■ **REQUEST**
Quote the listing below in its entirety, omitting every image.

■ **AVAILABLE DATA**
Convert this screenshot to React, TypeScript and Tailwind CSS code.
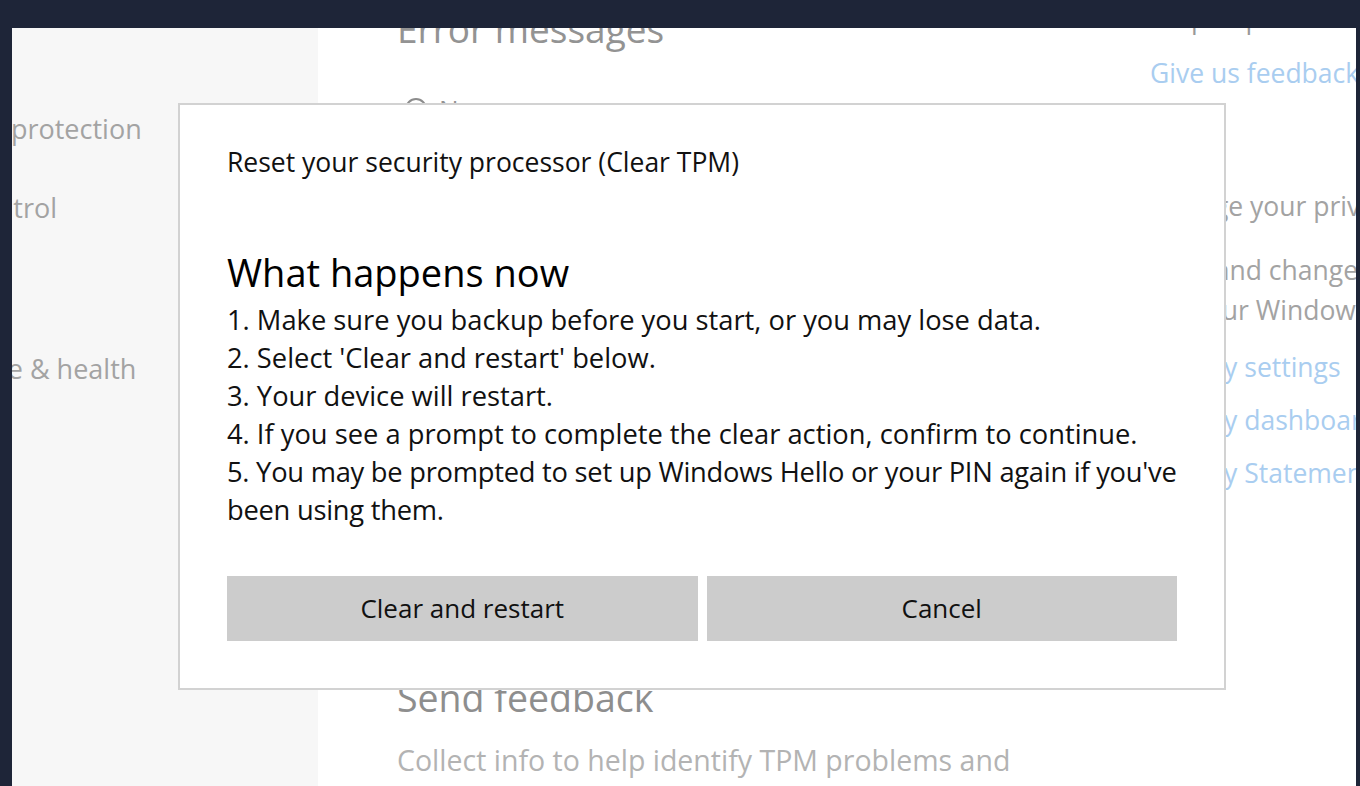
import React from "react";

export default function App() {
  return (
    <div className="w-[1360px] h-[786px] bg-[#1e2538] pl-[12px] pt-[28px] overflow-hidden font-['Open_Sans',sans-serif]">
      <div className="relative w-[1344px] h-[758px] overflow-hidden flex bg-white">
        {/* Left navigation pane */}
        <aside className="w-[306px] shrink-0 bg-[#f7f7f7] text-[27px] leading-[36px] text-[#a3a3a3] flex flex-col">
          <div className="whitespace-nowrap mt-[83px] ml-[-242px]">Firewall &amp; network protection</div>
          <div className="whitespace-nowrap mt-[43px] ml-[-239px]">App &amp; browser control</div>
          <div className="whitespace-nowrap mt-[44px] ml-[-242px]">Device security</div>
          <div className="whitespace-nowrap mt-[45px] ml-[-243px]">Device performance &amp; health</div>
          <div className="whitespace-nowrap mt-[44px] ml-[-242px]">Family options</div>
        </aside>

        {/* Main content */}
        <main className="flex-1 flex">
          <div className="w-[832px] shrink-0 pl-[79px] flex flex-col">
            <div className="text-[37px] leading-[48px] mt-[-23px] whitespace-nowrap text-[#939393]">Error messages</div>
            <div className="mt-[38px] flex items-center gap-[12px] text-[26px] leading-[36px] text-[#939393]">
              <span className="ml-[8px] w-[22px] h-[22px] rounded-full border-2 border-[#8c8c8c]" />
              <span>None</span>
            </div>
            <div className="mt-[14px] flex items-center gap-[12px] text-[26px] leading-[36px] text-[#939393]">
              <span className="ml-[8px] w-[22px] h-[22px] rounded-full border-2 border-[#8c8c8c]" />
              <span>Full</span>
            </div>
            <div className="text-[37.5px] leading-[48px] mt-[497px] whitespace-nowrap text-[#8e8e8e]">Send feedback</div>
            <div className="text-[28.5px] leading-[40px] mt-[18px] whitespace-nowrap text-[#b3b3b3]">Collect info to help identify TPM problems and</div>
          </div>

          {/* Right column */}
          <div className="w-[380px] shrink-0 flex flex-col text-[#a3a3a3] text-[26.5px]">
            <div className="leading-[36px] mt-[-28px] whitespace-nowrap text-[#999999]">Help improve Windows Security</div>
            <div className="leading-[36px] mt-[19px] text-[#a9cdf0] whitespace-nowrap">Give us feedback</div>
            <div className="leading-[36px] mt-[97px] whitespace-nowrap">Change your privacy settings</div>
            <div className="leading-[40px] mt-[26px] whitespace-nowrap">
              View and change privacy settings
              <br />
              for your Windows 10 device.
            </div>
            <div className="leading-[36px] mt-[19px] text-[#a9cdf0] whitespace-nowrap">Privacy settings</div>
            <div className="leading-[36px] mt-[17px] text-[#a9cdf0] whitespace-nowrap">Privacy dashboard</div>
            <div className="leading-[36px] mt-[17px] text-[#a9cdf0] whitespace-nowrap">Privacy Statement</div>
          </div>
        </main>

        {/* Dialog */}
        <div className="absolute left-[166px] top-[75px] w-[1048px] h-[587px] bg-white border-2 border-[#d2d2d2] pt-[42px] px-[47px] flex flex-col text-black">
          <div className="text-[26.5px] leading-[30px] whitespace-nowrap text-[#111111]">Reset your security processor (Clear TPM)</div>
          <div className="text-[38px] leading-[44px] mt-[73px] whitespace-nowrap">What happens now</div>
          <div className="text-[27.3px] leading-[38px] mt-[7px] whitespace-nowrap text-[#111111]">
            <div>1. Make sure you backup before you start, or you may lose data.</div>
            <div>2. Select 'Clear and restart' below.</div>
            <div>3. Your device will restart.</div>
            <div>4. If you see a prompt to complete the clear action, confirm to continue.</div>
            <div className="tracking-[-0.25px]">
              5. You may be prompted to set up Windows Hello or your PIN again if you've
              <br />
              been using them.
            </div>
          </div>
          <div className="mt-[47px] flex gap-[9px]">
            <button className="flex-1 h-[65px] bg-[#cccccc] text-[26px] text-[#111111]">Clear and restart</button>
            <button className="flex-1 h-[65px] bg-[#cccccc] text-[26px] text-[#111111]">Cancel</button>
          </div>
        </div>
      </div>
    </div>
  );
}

■ **SOLUTION**
Convert this screenshot to React, TypeScript and Tailwind CSS code.
import React from "react";

export default function App() {
  return (
    <div className="w-[1360px] h-[786px] bg-[#1e2538] pl-[12px] pt-[28px] overflow-hidden font-['Open_Sans',sans-serif]">
      <div className="relative w-[1344px] h-[758px] overflow-hidden flex bg-white">
        {/* Left navigation pane */}
        <aside className="w-[306px] shrink-0 bg-[#f7f7f7] text-[27px] leading-[36px] text-[#a3a3a3] flex flex-col">
          <div className="whitespace-nowrap mt-[83px] ml-[-242px]">Firewall &amp; network protection</div>
          <div className="whitespace-nowrap mt-[43px] ml-[-239px]">App &amp; browser control</div>
          <div className="whitespace-nowrap mt-[44px] ml-[-242px]">Device security</div>
          <div className="whitespace-nowrap mt-[45px] ml-[-243px]">Device performance &amp; health</div>
          <div className="whitespace-nowrap mt-[44px] ml-[-242px]">Family options</div>
        </aside>

        {/* Main content */}
        <main className="flex-1 flex">
          <div className="w-[832px] shrink-0 pl-[79px] flex flex-col">
            <div className="text-[37px] leading-[48px] mt-[-23px] whitespace-nowrap text-[#939393]">Error messages</div>
            <div className="mt-[38px] flex items-center gap-[12px] text-[26px] leading-[36px] text-[#939393]">
              <span className="ml-[8px] w-[22px] h-[22px] rounded-full border-2 border-[#8c8c8c]" />
              <span>None</span>
            </div>
            <div className="mt-[14px] flex items-center gap-[12px] text-[26px] leading-[36px] text-[#939393]">
              <span className="ml-[8px] w-[22px] h-[22px] rounded-full border-2 border-[#8c8c8c]" />
              <span>Full</span>
            </div>
            <div className="text-[37.5px] leading-[48px] mt-[497px] whitespace-nowrap text-[#8e8e8e]">Send feedback</div>
            <div className="text-[28.5px] leading-[40px] mt-[18px] whitespace-nowrap text-[#b3b3b3]">Collect info to help identify TPM problems and</div>
          </div>

          {/* Right column */}
          <div className="w-[380px] shrink-0 flex flex-col text-[#a3a3a3] text-[26.5px]">
            <div className="leading-[36px] mt-[-28px] whitespace-nowrap text-[#999999]">Help improve Windows Security</div>
            <div className="leading-[36px] mt-[19px] text-[#a9cdf0] whitespace-nowrap">Give us feedback</div>
            <div className="leading-[36px] mt-[97px] whitespace-nowrap">Change your privacy settings</div>
            <div className="leading-[40px] mt-[26px] whitespace-nowrap">
              View and change privacy settings
              <br />
              for your Windows 10 device.
            </div>
            <div className="leading-[36px] mt-[19px] text-[#a9cdf0] whitespace-nowrap">Privacy settings</div>
            <div className="leading-[36px] mt-[17px] text-[#a9cdf0] whitespace-nowrap">Privacy dashboard</div>
            <div className="leading-[36px] mt-[17px] text-[#a9cdf0] whitespace-nowrap">Privacy Statement</div>
          </div>
        </main>

        {/* Dialog */}
        <div className="absolute left-[166px] top-[75px] w-[1048px] h-[587px] bg-white border-2 border-[#d2d2d2] pt-[42px] px-[47px] flex flex-col text-black">
          <div className="text-[26.5px] leading-[30px] whitespace-nowrap text-[#111111]">Reset your security processor (Clear TPM)</div>
          <div className="text-[38px] leading-[44px] mt-[73px] whitespace-nowrap">What happens now</div>
          <div className="text-[27.3px] leading-[38px] mt-[7px] whitespace-nowrap text-[#111111]">
            <div>1. Make sure you backup before you start, or you may lose data.</div>
            <div>2. Select 'Clear and restart' below.</div>
            <div>3. Your device will restart.</div>
            <div>4. If you see a prompt to complete the clear action, confirm to continue.</div>
            <div className="tracking-[-0.25px]">
              5. You may be prompted to set up Windows Hello or your PIN again if you've
              <br />
              been using them.
            </div>
          </div>
          <div className="mt-[47px] flex gap-[9px]">
            <button className="flex-1 h-[65px] bg-[#cccccc] text-[26px] text-[#111111]">Clear and restart</button>
            <button className="flex-1 h-[65px] bg-[#cccccc] text-[26px] text-[#111111]">Cancel</button>
          </div>
        </div>
      </div>
    </div>
  );
}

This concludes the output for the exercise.